(begin)

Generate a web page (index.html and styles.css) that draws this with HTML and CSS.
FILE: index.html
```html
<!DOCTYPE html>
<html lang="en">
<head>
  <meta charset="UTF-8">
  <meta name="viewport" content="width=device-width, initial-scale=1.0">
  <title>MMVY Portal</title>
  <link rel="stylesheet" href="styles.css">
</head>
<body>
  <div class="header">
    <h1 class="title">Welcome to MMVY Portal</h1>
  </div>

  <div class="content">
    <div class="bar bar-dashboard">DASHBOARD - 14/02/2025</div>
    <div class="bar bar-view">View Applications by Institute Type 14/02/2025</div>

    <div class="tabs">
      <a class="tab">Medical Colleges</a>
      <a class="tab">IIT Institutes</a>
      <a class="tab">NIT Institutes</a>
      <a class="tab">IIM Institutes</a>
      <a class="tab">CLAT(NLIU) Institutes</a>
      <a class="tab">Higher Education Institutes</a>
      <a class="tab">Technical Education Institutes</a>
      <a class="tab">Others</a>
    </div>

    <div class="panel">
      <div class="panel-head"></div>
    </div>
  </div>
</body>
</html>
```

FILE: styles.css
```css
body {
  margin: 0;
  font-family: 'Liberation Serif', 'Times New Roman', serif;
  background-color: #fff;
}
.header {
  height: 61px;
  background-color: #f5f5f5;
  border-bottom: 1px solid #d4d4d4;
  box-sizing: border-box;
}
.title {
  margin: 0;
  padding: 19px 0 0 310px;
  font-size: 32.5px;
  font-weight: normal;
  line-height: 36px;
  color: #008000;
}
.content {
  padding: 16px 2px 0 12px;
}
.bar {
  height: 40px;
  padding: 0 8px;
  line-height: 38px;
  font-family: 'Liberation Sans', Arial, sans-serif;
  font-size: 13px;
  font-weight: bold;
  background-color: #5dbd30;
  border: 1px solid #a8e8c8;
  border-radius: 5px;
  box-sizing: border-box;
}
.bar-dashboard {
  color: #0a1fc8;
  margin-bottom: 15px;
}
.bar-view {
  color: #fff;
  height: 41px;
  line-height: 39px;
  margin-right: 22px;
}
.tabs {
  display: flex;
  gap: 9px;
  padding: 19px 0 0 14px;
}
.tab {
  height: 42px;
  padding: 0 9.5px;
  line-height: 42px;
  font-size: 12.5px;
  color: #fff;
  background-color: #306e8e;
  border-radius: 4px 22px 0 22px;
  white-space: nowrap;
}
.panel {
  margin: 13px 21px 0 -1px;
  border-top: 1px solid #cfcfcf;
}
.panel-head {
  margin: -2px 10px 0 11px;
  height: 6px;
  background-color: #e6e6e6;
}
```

(end)
(begin)

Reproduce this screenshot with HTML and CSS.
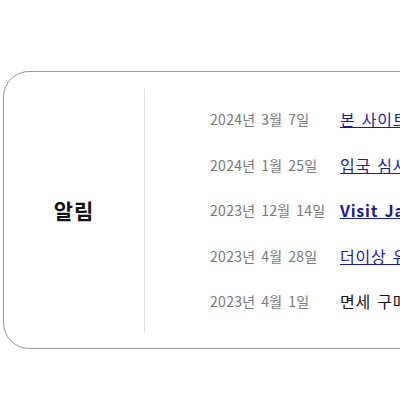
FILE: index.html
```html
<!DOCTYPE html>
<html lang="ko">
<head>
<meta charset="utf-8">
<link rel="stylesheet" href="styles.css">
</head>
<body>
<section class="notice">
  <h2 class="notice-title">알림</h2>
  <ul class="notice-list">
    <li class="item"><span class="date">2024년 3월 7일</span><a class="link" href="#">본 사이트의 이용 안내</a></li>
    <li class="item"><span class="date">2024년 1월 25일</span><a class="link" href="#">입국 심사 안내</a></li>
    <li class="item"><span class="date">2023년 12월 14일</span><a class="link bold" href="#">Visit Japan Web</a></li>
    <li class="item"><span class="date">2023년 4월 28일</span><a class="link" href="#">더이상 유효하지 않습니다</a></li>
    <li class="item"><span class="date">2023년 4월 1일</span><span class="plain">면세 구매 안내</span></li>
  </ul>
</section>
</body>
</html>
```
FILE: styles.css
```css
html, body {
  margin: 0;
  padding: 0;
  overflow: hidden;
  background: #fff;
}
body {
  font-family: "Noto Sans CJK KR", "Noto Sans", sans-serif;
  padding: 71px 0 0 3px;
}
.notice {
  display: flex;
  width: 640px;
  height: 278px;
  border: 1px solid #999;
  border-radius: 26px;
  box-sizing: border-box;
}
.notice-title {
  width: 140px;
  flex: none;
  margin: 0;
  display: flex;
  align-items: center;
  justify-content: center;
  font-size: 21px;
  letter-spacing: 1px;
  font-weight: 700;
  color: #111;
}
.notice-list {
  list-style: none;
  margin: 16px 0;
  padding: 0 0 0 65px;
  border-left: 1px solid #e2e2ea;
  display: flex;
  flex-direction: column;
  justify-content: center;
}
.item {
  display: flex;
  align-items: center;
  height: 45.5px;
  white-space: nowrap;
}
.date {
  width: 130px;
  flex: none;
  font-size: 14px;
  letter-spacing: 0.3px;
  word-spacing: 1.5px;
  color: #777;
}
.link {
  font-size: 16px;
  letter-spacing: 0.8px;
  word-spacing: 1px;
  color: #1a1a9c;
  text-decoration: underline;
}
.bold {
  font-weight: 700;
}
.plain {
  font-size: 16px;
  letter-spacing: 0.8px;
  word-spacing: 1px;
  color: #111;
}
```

(end)

What you will do
Copy every line in the entries above that has the string "with" in it.

Task solution
Generate a web page (index.html and styles.css) that draws this with HTML and CSS.
Reproduce this screenshot with HTML and CSS.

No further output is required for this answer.